Give the listing again character for character, but drop the images.
BEGIN Supplied material
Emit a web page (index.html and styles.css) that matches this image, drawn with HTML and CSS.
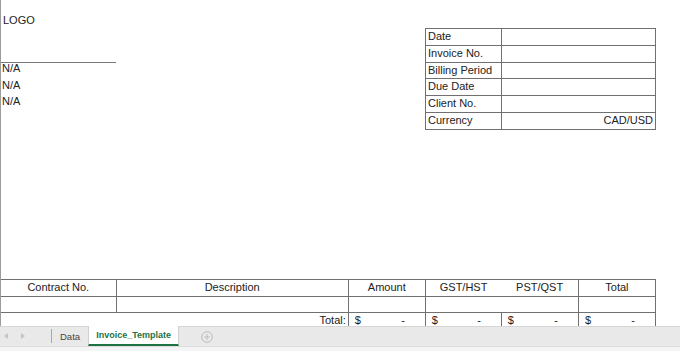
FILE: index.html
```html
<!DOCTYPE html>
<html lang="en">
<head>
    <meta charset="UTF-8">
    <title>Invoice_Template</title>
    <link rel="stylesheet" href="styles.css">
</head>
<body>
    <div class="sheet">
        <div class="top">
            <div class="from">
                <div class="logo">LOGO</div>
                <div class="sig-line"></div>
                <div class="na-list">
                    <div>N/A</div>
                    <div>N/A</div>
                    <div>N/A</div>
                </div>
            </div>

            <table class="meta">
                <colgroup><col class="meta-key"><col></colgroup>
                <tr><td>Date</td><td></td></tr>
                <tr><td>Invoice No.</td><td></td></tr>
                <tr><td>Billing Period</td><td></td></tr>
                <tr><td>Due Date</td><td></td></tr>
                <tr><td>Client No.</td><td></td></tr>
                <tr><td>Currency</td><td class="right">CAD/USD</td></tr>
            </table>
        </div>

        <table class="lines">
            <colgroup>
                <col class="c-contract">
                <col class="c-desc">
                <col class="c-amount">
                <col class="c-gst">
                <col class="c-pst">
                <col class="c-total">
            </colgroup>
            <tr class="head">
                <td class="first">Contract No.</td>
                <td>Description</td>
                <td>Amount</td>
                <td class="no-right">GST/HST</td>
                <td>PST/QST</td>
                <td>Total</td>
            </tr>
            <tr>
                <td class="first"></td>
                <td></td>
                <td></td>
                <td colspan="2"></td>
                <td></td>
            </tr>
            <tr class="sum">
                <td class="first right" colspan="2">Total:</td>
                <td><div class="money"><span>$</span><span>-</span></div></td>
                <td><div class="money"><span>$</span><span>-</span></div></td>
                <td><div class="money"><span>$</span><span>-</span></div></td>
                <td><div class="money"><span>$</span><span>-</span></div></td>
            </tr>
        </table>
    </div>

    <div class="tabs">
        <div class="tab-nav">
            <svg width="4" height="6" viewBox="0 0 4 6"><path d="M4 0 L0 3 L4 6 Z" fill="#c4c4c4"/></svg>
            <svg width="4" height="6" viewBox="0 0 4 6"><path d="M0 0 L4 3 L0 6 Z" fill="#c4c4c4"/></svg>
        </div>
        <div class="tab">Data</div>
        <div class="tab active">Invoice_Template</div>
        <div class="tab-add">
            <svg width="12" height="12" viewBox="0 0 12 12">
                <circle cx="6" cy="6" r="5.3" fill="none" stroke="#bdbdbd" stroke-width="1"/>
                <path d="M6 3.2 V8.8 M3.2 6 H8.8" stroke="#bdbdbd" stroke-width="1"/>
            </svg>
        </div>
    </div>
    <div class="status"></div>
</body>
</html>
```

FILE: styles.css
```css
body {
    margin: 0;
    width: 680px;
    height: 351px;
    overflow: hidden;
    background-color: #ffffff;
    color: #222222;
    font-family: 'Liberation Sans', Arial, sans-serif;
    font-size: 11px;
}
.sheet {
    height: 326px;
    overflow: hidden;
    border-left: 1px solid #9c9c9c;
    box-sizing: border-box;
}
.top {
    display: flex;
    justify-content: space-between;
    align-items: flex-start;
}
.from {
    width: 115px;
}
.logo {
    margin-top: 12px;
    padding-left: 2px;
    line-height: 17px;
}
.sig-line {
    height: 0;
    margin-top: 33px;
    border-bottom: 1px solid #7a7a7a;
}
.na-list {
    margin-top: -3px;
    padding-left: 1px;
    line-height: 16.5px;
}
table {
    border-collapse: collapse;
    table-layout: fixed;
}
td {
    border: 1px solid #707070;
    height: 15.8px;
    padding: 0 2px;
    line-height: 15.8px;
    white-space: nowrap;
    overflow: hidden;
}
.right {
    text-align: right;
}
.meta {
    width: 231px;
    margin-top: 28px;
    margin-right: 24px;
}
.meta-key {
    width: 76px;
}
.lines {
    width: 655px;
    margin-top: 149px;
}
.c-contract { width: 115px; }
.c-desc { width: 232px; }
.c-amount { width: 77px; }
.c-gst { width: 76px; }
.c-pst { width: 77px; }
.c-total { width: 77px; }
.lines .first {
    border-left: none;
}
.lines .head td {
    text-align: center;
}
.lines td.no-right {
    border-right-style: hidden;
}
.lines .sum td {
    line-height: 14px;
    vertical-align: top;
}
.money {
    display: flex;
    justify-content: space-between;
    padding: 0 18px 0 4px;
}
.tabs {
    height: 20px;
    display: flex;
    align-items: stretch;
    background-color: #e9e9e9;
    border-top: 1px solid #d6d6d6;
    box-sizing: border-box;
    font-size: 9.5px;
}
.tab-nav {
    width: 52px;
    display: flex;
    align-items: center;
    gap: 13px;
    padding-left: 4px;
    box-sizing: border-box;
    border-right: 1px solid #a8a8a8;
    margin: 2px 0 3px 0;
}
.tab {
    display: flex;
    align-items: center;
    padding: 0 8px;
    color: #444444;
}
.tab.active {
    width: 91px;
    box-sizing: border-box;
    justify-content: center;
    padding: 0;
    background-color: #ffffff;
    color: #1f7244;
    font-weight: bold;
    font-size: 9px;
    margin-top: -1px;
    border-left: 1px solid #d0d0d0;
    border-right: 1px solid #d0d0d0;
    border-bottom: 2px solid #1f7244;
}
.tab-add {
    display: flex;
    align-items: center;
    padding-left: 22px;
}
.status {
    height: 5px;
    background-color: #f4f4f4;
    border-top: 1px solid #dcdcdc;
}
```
END Supplied material
Complete output
Emit a web page (index.html and styles.css) that matches this image, drawn with HTML and CSS.
FILE: index.html
```html
<!DOCTYPE html>
<html lang="en">
<head>
    <meta charset="UTF-8">
    <title>Invoice_Template</title>
    <link rel="stylesheet" href="styles.css">
</head>
<body>
    <div class="sheet">
        <div class="top">
            <div class="from">
                <div class="logo">LOGO</div>
                <div class="sig-line"></div>
                <div class="na-list">
                    <div>N/A</div>
                    <div>N/A</div>
                    <div>N/A</div>
                </div>
            </div>

            <table class="meta">
                <colgroup><col class="meta-key"><col></colgroup>
                <tr><td>Date</td><td></td></tr>
                <tr><td>Invoice No.</td><td></td></tr>
                <tr><td>Billing Period</td><td></td></tr>
                <tr><td>Due Date</td><td></td></tr>
                <tr><td>Client No.</td><td></td></tr>
                <tr><td>Currency</td><td class="right">CAD/USD</td></tr>
            </table>
        </div>

        <table class="lines">
            <colgroup>
                <col class="c-contract">
                <col class="c-desc">
                <col class="c-amount">
                <col class="c-gst">
                <col class="c-pst">
                <col class="c-total">
            </colgroup>
            <tr class="head">
                <td class="first">Contract No.</td>
                <td>Description</td>
                <td>Amount</td>
                <td class="no-right">GST/HST</td>
                <td>PST/QST</td>
                <td>Total</td>
            </tr>
            <tr>
                <td class="first"></td>
                <td></td>
                <td></td>
                <td colspan="2"></td>
                <td></td>
            </tr>
            <tr class="sum">
                <td class="first right" colspan="2">Total:</td>
                <td><div class="money"><span>$</span><span>-</span></div></td>
                <td><div class="money"><span>$</span><span>-</span></div></td>
                <td><div class="money"><span>$</span><span>-</span></div></td>
                <td><div class="money"><span>$</span><span>-</span></div></td>
            </tr>
        </table>
    </div>

    <div class="tabs">
        <div class="tab-nav">
            <svg width="4" height="6" viewBox="0 0 4 6"><path d="M4 0 L0 3 L4 6 Z" fill="#c4c4c4"/></svg>
            <svg width="4" height="6" viewBox="0 0 4 6"><path d="M0 0 L4 3 L0 6 Z" fill="#c4c4c4"/></svg>
        </div>
        <div class="tab">Data</div>
        <div class="tab active">Invoice_Template</div>
        <div class="tab-add">
            <svg width="12" height="12" viewBox="0 0 12 12">
                <circle cx="6" cy="6" r="5.3" fill="none" stroke="#bdbdbd" stroke-width="1"/>
                <path d="M6 3.2 V8.8 M3.2 6 H8.8" stroke="#bdbdbd" stroke-width="1"/>
            </svg>
        </div>
    </div>
    <div class="status"></div>
</body>
</html>
```

FILE: styles.css
```css
body {
    margin: 0;
    width: 680px;
    height: 351px;
    overflow: hidden;
    background-color: #ffffff;
    color: #222222;
    font-family: 'Liberation Sans', Arial, sans-serif;
    font-size: 11px;
}
.sheet {
    height: 326px;
    overflow: hidden;
    border-left: 1px solid #9c9c9c;
    box-sizing: border-box;
}
.top {
    display: flex;
    justify-content: space-between;
    align-items: flex-start;
}
.from {
    width: 115px;
}
.logo {
    margin-top: 12px;
    padding-left: 2px;
    line-height: 17px;
}
.sig-line {
    height: 0;
    margin-top: 33px;
    border-bottom: 1px solid #7a7a7a;
}
.na-list {
    margin-top: -3px;
    padding-left: 1px;
    line-height: 16.5px;
}
table {
    border-collapse: collapse;
    table-layout: fixed;
}
td {
    border: 1px solid #707070;
    height: 15.8px;
    padding: 0 2px;
    line-height: 15.8px;
    white-space: nowrap;
    overflow: hidden;
}
.right {
    text-align: right;
}
.meta {
    width: 231px;
    margin-top: 28px;
    margin-right: 24px;
}
.meta-key {
    width: 76px;
}
.lines {
    width: 655px;
    margin-top: 149px;
}
.c-contract { width: 115px; }
.c-desc { width: 232px; }
.c-amount { width: 77px; }
.c-gst { width: 76px; }
.c-pst { width: 77px; }
.c-total { width: 77px; }
.lines .first {
    border-left: none;
}
.lines .head td {
    text-align: center;
}
.lines td.no-right {
    border-right-style: hidden;
}
.lines .sum td {
    line-height: 14px;
    vertical-align: top;
}
.money {
    display: flex;
    justify-content: space-between;
    padding: 0 18px 0 4px;
}
.tabs {
    height: 20px;
    display: flex;
    align-items: stretch;
    background-color: #e9e9e9;
    border-top: 1px solid #d6d6d6;
    box-sizing: border-box;
    font-size: 9.5px;
}
.tab-nav {
    width: 52px;
    display: flex;
    align-items: center;
    gap: 13px;
    padding-left: 4px;
    box-sizing: border-box;
    border-right: 1px solid #a8a8a8;
    margin: 2px 0 3px 0;
}
.tab {
    display: flex;
    align-items: center;
    padding: 0 8px;
    color: #444444;
}
.tab.active {
    width: 91px;
    box-sizing: border-box;
    justify-content: center;
    padding: 0;
    background-color: #ffffff;
    color: #1f7244;
    font-weight: bold;
    font-size: 9px;
    margin-top: -1px;
    border-left: 1px solid #d0d0d0;
    border-right: 1px solid #d0d0d0;
    border-bottom: 2px solid #1f7244;
}
.tab-add {
    display: flex;
    align-items: center;
    padding-left: 22px;
}
.status {
    height: 5px;
    background-color: #f4f4f4;
    border-top: 1px solid #dcdcdc;
}
```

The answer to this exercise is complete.